Così perdiamo.
A Greta Thumberg, ai ragazzi dei “Friday For Future”, agli scienziati che, in numero crescente, da 40 anni avvisano sui rischi dei cambiamenti climatici: scusateci.
Questo dovranno dire, e scrivere, le classi dirigenti di un paese serio, ferito dalla dolentissima tragedia della Romagna.
Scusateci perché eravamo malpensanti.
Lo siamo ancora, in tanti, malpensanti: usiamo termini come “evento straordinario”, imprevedibilità; usiamo in modo retorico le parole “tragedia” e “dolore” e non ci siamo mai davvero preoccupati, anno dopo anno. Non siamo abituati, per cultura, a studiare e comprendere la forza del clima e la fragilità dei nostri territori (malamente antropizzati). Li abbiamo sempre considerati grandezze che avremmo addomesticato, piegato, a cui avremmo spezzato le reni.
Guardiamo chi ha le reni spezzate adesso, stiamo perdendo la sfida contro noi stessi…
Quando ho vissuto, nel 1966, l’alluvione provocato dalla rottura degli argini del Piave, avevo 11 anni e ricordo il colpo, nel cuore della notte, dell’acqua sulla casa e il paesaggio, straniante, del mondo liquido che tutto avvolgeva; ricordo la fatica nello spalare il fango, il dolore per i miei conigli e galline morti annegati; ricordo che solo le anatre si salvarono. Si salvarono perché erano “progettate” per resistere all’acqua.

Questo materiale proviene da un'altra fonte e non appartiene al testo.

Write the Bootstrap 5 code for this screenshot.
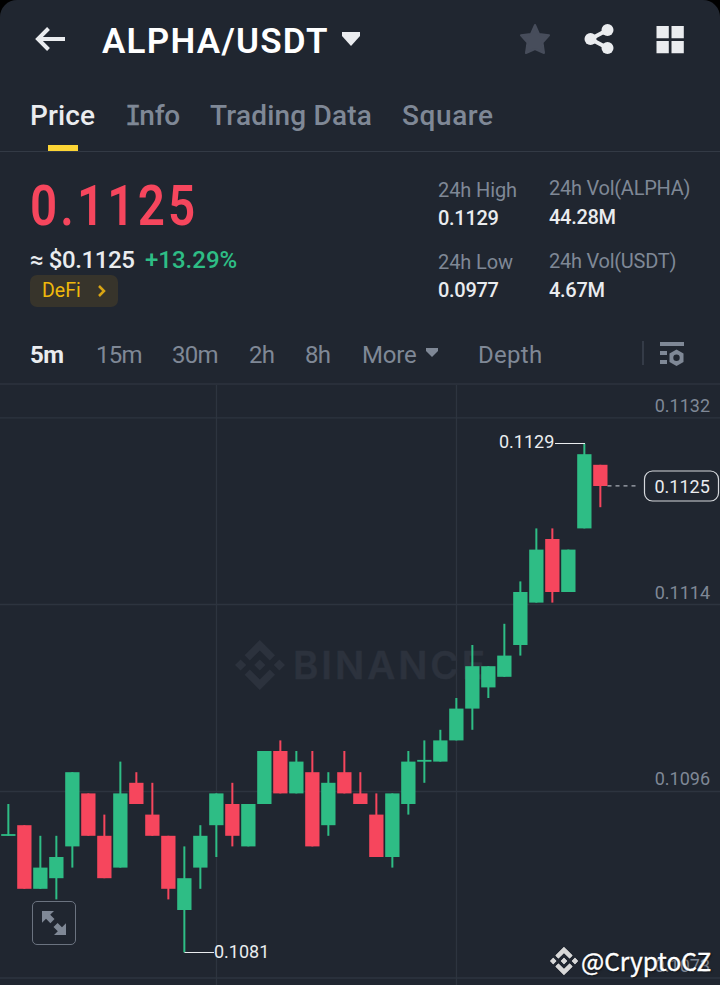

Se non ti prepari prima, tutto è difficile, non ce la fai.
Penso oggi ai danni materiali, alle persone, ma anche agli animali di allevamento, ad ogni vita travolta, alle sostanze tossiche dilavate, alla sporcizia, al disordine, a quella paura che poi ti macina, per mesi.
La Romagna, come è successo tante volte altrove, si risolleverà, anche con l’aiuto di tutti.
Ma non possiamo continuare ad avere come modello mentale solo “ce la faremo” e vivere la frequenza di eventi di cui noi stessi siamo cause.
Abbiamo bisogno di istituzioni pubbliche, amministrazioni dei territori, soprattutto i loro uffici tecnici, che non sentano solo le parole seduttive di costruttori, cementificatori, asfaltatori e business men vari. Abbiamo bisogno che quei soggetti che hanno la responsabilità dei territori ascoltino prima climatologi, geologi, esperti di idrodinamica.
Abbiamo bisogno che quei malpensanti diventino la minoranza delle classi dirigenti del paese, soprattutto del nostro.
Abbiamo bisogno che aumentino i benpensanti, quelli che sanno che il P.I.L. che cresce a scapito dei territori è semplicemente l’attesa di una catastrofe; una classe dirigente che faccia correttamente i conti tra ricchezza e costi per ottenerla e poi consideri anche il dolore, lo smarrimento, il senso di sconfitta che serpeggia.
È urgente un cambiamento di percezione: l’aumento dei disastri nei territori va considerato capendo che i tempi con cui agiscono le forze fisiche del pianeta non sono tarati sul nostro calendario. Eventi catastrofici anche a distanza di pochi anni (da Vaia è passato solo un soffio) , se non mesi o settimane, indicano che il processo è velocissimo e, perciò, le misure di attenuazione devono essere la priorità assoluta di una comunità nazionale, soprattutto quando si tratta di un paese meraviglioso, fragile e maltrattato come l’Italia.
Non dobbiamo chiedere scusa dopo a chi sa, dobbiamo ascoltarli prima.